Study ties birth size to early breast cancer
Finds that longer newborns more like to develop it
"The length and head size of a baby girl when she is born can affect the risk that
she will have breast cancer decades later, a European study indicates.
Looking through the many years of data about the more than 5,000 women born at the
Uppsala Academic Hospital in Sweden between 1915 and 1929, British researchers say
breast cancer was at least three times more likely to occur in longer babies with
bigger heads, especially if their time in the womb was short.
Girl babies weighing more than 4,000 grams (8.8 pounds) were 3.5 times more likely
to have breast cancer than those weighing less than 3,000 grams at birth, says a
report in this week's issue of the British Medical Journal by researchers at the
London School of Hygiene and Tropical Medicine. However, the increased risk was
concentrated in the longest babies with the largest heads, the report says.
And gestation time also predicted risk, the researchers say. Babies born after less
than 39 weeks in the womb were three times more likely to have breast cancer in
their adult years as babies of the same size who spent more than 41 weeks in the
womb. "Fetal growth rate, rather than size at birth alone, may be the etiological
(causal) factor," they write.
The increased risk was found only in women who had breast cancer before menopause,
they say.
How could size and length of pregnancy time affect breast cancer risk after many
years? One theory is based on the knowledge that the mammary gland starts to develop
before birth, they say. Exposure to high concentrations of growth factor might result
in development of cells that are likely to turn cancerous over the years, they say.
And the fast growth of babies who are ready for the outside world after a relatively
short pregnancy might also affect risk, they say.

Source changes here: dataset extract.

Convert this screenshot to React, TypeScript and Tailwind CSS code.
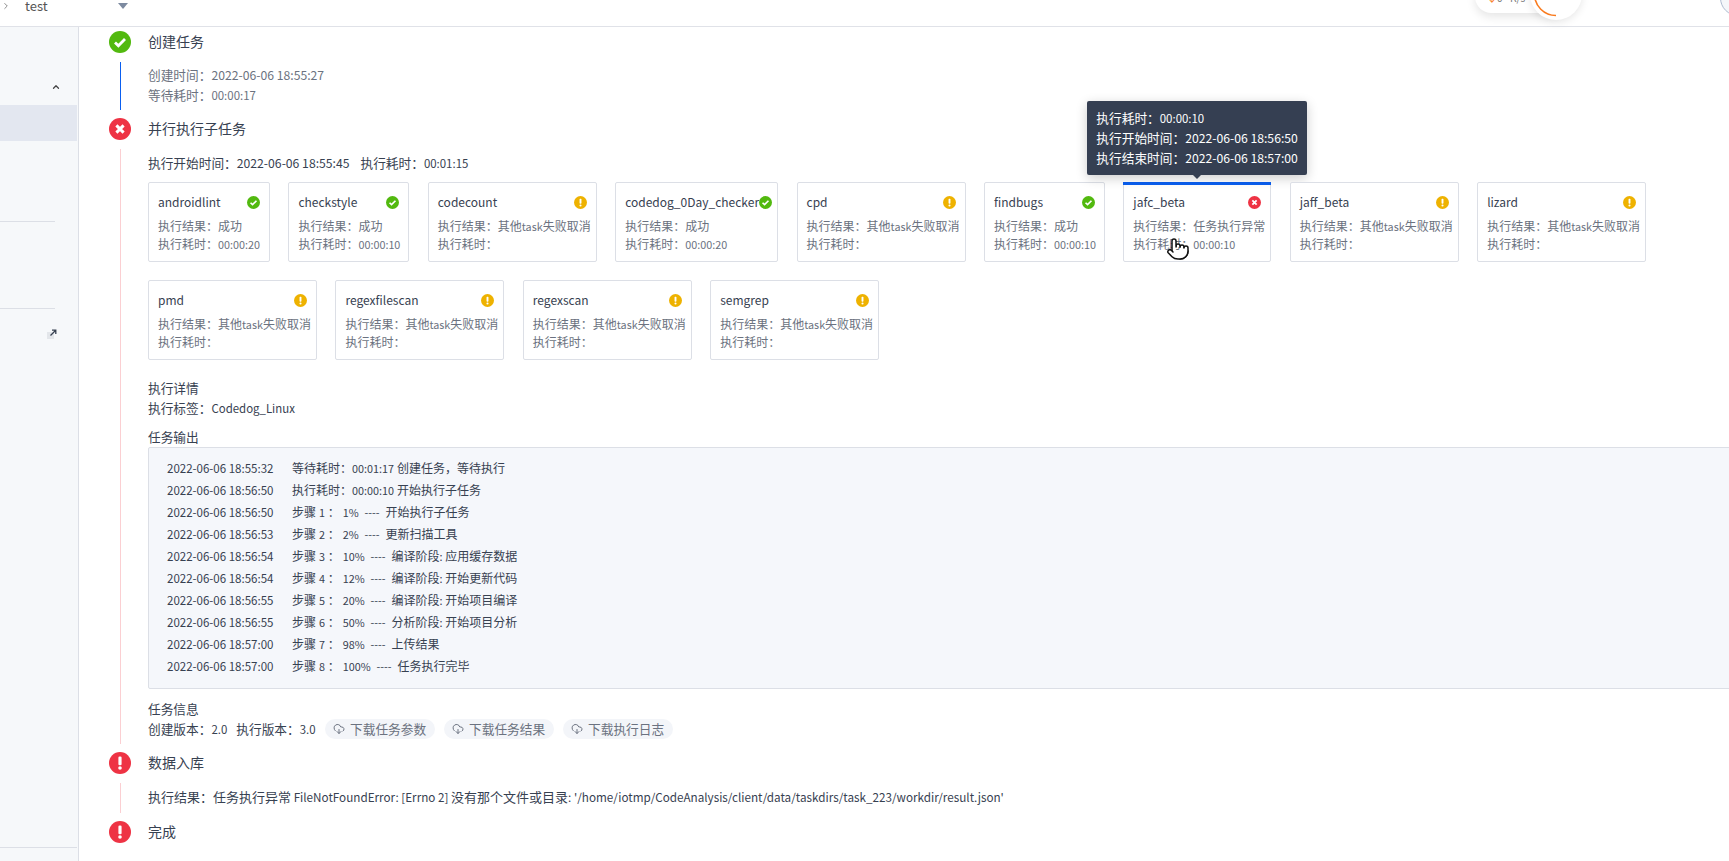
import { ChevronRight, ChevronUp, CloudDownload, Pointer } from 'lucide-react';

type Status = 'ok' | 'warn' | 'fail';

interface SubTask {
  name: string;
  width: string;
  status: Status;
  result: string;
  cost: string;
  active?: boolean;
}

const CANCELED = '其他task失败取消';

const firstRow: SubTask[] = [
  { name: 'androidlint', width: 'w-[122px]', status: 'ok', result: '成功', cost: '00:00:20' },
  { name: 'checkstyle', width: 'w-[121px]', status: 'ok', result: '成功', cost: '00:00:10' },
  { name: 'codecount', width: 'w-[169px]', status: 'warn', result: CANCELED, cost: '' },
  { name: 'codedog_0Day_checker', width: 'w-[163px]', status: 'ok', result: '成功', cost: '00:00:20' },
  { name: 'cpd', width: 'w-[169px]', status: 'warn', result: CANCELED, cost: '' },
  { name: 'findbugs', width: 'w-[121px]', status: 'ok', result: '成功', cost: '00:00:10' },
  { name: 'jafc_beta', width: 'w-[148px]', status: 'fail', result: '任务执行异常', cost: '00:00:10', active: true },
  { name: 'jaff_beta', width: 'w-[169px]', status: 'warn', result: CANCELED, cost: '' },
  { name: 'lizard', width: 'w-[169px]', status: 'warn', result: CANCELED, cost: '' },
];

const secondRow: SubTask[] = [
  { name: 'pmd', width: 'w-[169px]', status: 'warn', result: CANCELED, cost: '' },
  { name: 'regexfilescan', width: 'w-[169px]', status: 'warn', result: CANCELED, cost: '' },
  { name: 'regexscan', width: 'w-[169px]', status: 'warn', result: CANCELED, cost: '' },
  { name: 'semgrep', width: 'w-[169px]', status: 'warn', result: CANCELED, cost: '' },
];

const logs = [
  ['2022-06-06 18:55:32', '等待耗时：00:01:17 创建任务，等待执行'],
  ['2022-06-06 18:56:50', '执行耗时：00:00:10 开始执行子任务'],
  ['2022-06-06 18:56:50', '步骤 1 ： 1%  ----  开始执行子任务'],
  ['2022-06-06 18:56:53', '步骤 2 ： 2%  ----  更新扫描工具'],
  ['2022-06-06 18:56:54', '步骤 3 ： 10%  ----  编译阶段: 应用缓存数据'],
  ['2022-06-06 18:56:54', '步骤 4 ： 12%  ----  编译阶段: 开始更新代码'],
  ['2022-06-06 18:56:55', '步骤 5 ： 20%  ----  编译阶段: 开始项目编译'],
  ['2022-06-06 18:56:55', '步骤 6 ： 50%  ----  分析阶段: 开始项目分析'],
  ['2022-06-06 18:57:00', '步骤 7 ： 98%  ----  上传结果'],
  ['2022-06-06 18:57:00', '步骤 8 ： 100%  ----  任务执行完毕'],
];

// Latin runs sit narrower than the CJK font's own Latin, so they get a slightly smaller size
function Mixed({ text }: { text: string }) {
  const parts = text.split(/(\d{4}-\d{2}-\d{2} [\d:]+|[\x00-\x7f]+)/);
  return (
    <>
      {parts.map((part, i) =>
        i % 2 === 0 ? (
          part
        ) : (
          <span key={i} className={part.length === 19 && /^\d{4}-/.test(part) ? 'text-[0.96em]' : 'text-[0.9em]'}>
            {part}
          </span>
        ),
      )}
    </>
  );
}

function StatusIcon({ status, size }: { status: Status | 'alert'; size: number }) {
  const fill = status === 'ok' ? '#52b90f' : status === 'warn' ? '#eeb200' : '#ee3344';
  return (
    <svg width={size} height={size} viewBox="0 0 22 22" className="shrink-0">
      <circle cx="11" cy="11" r="11" fill={fill} />
      {status === 'ok' && <path d="M6 11.4l3.4 3.3L16 8" fill="none" stroke="#fff" strokeWidth="2.8" />}
      {status === 'fail' && <path d="M7.4 7.4l7.2 7.2M14.6 7.4l-7.2 7.2" fill="none" stroke="#fff" strokeWidth="3" />}
      {(status === 'warn' || status === 'alert') && (
        <>
          <rect x="9.4" y="4.6" width="3.2" height="8.6" rx="1.2" fill="#fff" />
          <circle cx="11" cy="16" r="1.8" fill="#fff" />
        </>
      )}
    </svg>
  );
}

function TaskCard({ task }: { task: SubTask }) {
  return (
    <div className={`relative h-20 shrink-0 rounded-[2px] border border-[#dcdfe6] bg-white px-[9px] pt-[9px] ${task.width}`}>
      {task.active && <div className="absolute -left-px -right-px -top-px h-[3px] bg-[#0a5ff0]" />}
      <div className="flex h-5 items-center justify-between">
        <span className="whitespace-nowrap text-xs text-[#374151]">{task.name}</span>
        <StatusIcon status={task.status} size={13} />
      </div>
      <div className="mt-[5px] whitespace-nowrap text-xs leading-[18px] text-[#6b7280]">
        <Mixed text={`执行结果：${task.result}`} />
      </div>
      <div className="whitespace-nowrap text-xs leading-[18px] text-[#6b7280]">
        <Mixed text={`执行耗时：${task.cost}`} />
      </div>
      {task.active && (
        <>
          <div className="absolute bottom-[calc(100%+8px)] left-1/2 w-[220px] -translate-x-1/2 rounded-[2px] bg-[#353f52] px-[9px] py-[7px] text-[12.7px] leading-5 whitespace-nowrap text-white shadow-[0_3px_12px_rgba(0,0,0,0.2)]">
            <div>
              <Mixed text="执行耗时：00:00:10" />
            </div>
            <div>
              <Mixed text="执行开始时间：2022-06-06 18:56:50" />
            </div>
            <div>
              <Mixed text="执行结束时间：2022-06-06 18:57:00" />
            </div>
            <div className="absolute left-1/2 top-full h-0 w-0 -translate-x-1/2 border-x-4 border-t-4 border-x-transparent border-t-[#353f52]" />
          </div>
          <Pointer size={24} strokeWidth={1.5} fill="#fff" className="absolute left-[42px] top-[54px] text-[#111]" />
        </>
      )}
    </div>
  );
}

function DownloadPill({ label }: { label: string }) {
  return (
    <span className="flex h-5 w-[110px] items-center justify-center gap-[5px] rounded-full bg-[#f3f5f9] text-[12.7px] text-[#6b7280]">
      <CloudDownload size={12} />
      {label}
    </span>
  );
}

function Step({
  status,
  title,
  line,
  children,
}: {
  status: Status | 'alert';
  title: string;
  line?: string;
  children?: React.ReactNode;
}) {
  return (
    <div className="flex gap-[17px]">
      <div className="flex w-[22px] shrink-0 flex-col items-center">
        <StatusIcon status={status} size={22} />
        {line && <div className={`mb-2 mt-[9px] w-px flex-1 ${line}`} />}
      </div>
      <div className="min-w-0 flex-1">
        <div className="h-[22px] text-sm leading-[21px] text-[#374151]">{title}</div>
        {children}
      </div>
    </div>
  );
}

export default function App() {
  return (
    <div
      className="flex h-[861px] w-[1729px] flex-col overflow-hidden bg-white"
      style={{ fontFamily: '"Noto Sans CJK SC", sans-serif' }}
    >
      {/* Header, scrolled partly out of view */}
      <header className="relative h-[27px] shrink-0 border-b border-[#e0e2e8]">
        <div className="flex h-[11px] items-center pl-[1px]">
          <ChevronRight size={10} className="text-[#777]" />
          <span className="ml-3.5 text-[13px] leading-none text-[#555]">test</span>
          <span className="ml-[70px] h-0 w-0 border-x-[5px] border-t-[6px] border-x-transparent border-t-[#7d8aa0]" />
        </div>
        <div className="absolute left-[1475px] top-[-20px] h-[33px] w-[90px] rounded-[18px] bg-white shadow-[0_4px_10px_rgba(0,0,0,0.1)]">
          <span className="absolute left-[12px] top-[13px] text-[10px] leading-[10px] text-[#f97b1f]">↓</span>
          <span className="absolute left-[22px] top-[13px] text-[10px] leading-[10px] text-[#777]">0</span>
          <span className="absolute left-[35px] top-[13px] text-[10px] leading-[10px] text-[#777]">K/s</span>
        </div>
        <div className="absolute left-[1530px] top-[-32px] flex h-[52px] w-[52px] items-center justify-center rounded-full bg-white shadow-[0_2px_8px_rgba(0,0,0,0.1)]">
          <span className="mt-[-4px] text-base font-semibold text-[#222]">53%</span>
          <svg width="52" height="52" viewBox="0 0 52 52" className="absolute left-0 top-0">
            <path d="M4.5 26A21.5 21.5 0 0 0 26 47.5" fill="none" stroke="#f97b1f" strokeWidth="1.6" />
          </svg>
        </div>
        <div className="absolute left-[1720px] top-[-20px] h-9 w-9 rounded-full border border-[#aebbd0] bg-[#f5f7fa]" />
      </header>

      <div className="flex min-h-0 flex-1">
        {/* Sidebar */}
        <aside className="flex w-[79px] shrink-0 flex-col border-r border-[#dcdfe6] bg-[#f6f8fa] pr-px">
          <div className="flex h-[78px] justify-end pr-[16px] pt-[55px]">
            <ChevronUp size={10} strokeWidth={3} className="text-[#444]" />
          </div>
          <div className="h-9 bg-[#e3e7f0]" />
          <div className="mt-[80px] h-px w-[55px] bg-[#dcdfe6]" />
          <div className="mt-[86px] h-px w-[55px] bg-[#dcdfe6]" />
          <svg width="10" height="10" viewBox="0 0 10 10" className="ml-[47px] mt-[20px]">
            <rect x="0" y="3" width="7" height="7" fill="#e3e6ea" />
            <path d="M3.5 6.5L8.5 1.5M5 1.2h3.8V5" fill="none" stroke="#374151" strokeWidth="1.3" />
          </svg>
          <div className="mt-auto h-[14px] border-t border-[#dcdfe6]" />
        </aside>

        {/* Timeline */}
        <main className="min-w-0 flex-1 overflow-hidden pl-[30px] pt-1">
          <Step status="ok" title="创建任务" line="bg-[#0a5ff0]">
            <div className="pb-[13px] pt-3 text-[12.7px] leading-5 text-[#6b7280]">
              <div>
                <Mixed text="创建时间：2022-06-06 18:55:27" />
              </div>
              <div>
                <Mixed text="等待耗时：00:00:17" />
              </div>
            </div>
          </Step>

          <Step status="fail" title="并行执行子任务" line="bg-[#fbcfd2]">
            <div className="mt-[13px] text-[12.7px] leading-5 text-[#374151]">
              <Mixed text="执行开始时间：2022-06-06 18:55:45" />
              <span className="ml-[11px]">
                <Mixed text="执行耗时：00:01:15" />
              </span>
            </div>
            <div className="mt-[9px] flex gap-[18.4px]">
              {firstRow.map((task) => (
                <TaskCard key={task.name} task={task} />
              ))}
            </div>
            <div className="mt-[18px] flex gap-[18.4px]">
              {secondRow.map((task) => (
                <TaskCard key={task.name} task={task} />
              ))}
            </div>

            <div className="mt-[18px] text-[12.7px] leading-5 text-[#374151]">
              <div>执行详情</div>
              <div>
                <Mixed text="执行标签：Codedog_Linux" />
              </div>
            </div>

            <div className="mt-[9px] text-[12.7px] leading-5 text-[#374151]">任务输出</div>
            <div className="h-[242px] w-[1700px] rounded-[2px] border border-[#dcdfe6] bg-[#f5f7fb] pl-[18px] pt-[9px]">
              {logs.map(([time, message], i) => (
                <div key={i} className="flex text-xs leading-[22px] text-[#374151]">
                  <span className="w-[125px] shrink-0">
                    <Mixed text={time} />
                  </span>
                  <span className="whitespace-pre [word-spacing:0.5px]">
                    <Mixed text={message} />
                  </span>
                </div>
              ))}
            </div>

            <div className="mt-[10px] pb-[13px] text-[12.7px] leading-5 text-[#374151]">
              <div>任务信息</div>
              <div className="flex items-center">
                <span>
                  <Mixed text="创建版本：2.0" />
                </span>
                <span className="ml-[9px]">
                  <Mixed text="执行版本：3.0" />
                </span>
                <div className="ml-[9px] flex gap-[9px]">
                  <DownloadPill label="下载任务参数" />
                  <DownloadPill label="下载任务结果" />
                  <DownloadPill label="下载执行日志" />
                </div>
              </div>
            </div>
          </Step>

          <Step status="alert" title="数据入库" line="bg-[#fbcfd2]">
            <div className="mt-[13px] pb-[14px] text-[13px] leading-5 whitespace-nowrap text-[#374151]">
              <Mixed text="执行结果：任务执行异常 FileNotFoundError: [Errno 2] 没有那个文件或目录: '/home/iotmp/CodeAnalysis/client/data/taskdirs/task_223/workdir/result.json'" />
            </div>
          </Step>

          <Step status="alert" title="完成" />
        </main>
      </div>
    </div>
  );
}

Whatever the reason, "if the findings are real, large birth size would be responsible
for only a small proportion of the total number of cases of breast cancer in any
population, as the incidence in premenopausal years is low," they say. And the breast
cancer risk is balanced by the known fact that heavier babies are less likely to
develop heart disease as adults, they say.
The study is interesting but necessarily flawed, says Dr. Julia A. Smith, a clinical
assistant professor of medicine at New York University Medical Center.
"This is not the first time this has been postulated and looked at, but it is the
first time researchers have looked at this size population," she says.
And while Sweden has the best population records of any country, the database did
not include many of the important risk factors for breast cancer, such as family
history and genetics, Smith says.
While it is true that the mammary gland does begin to develop before birth, it is
unclear what role the mother's circulating estrogens play in that development, and
the study does not address that point, she says."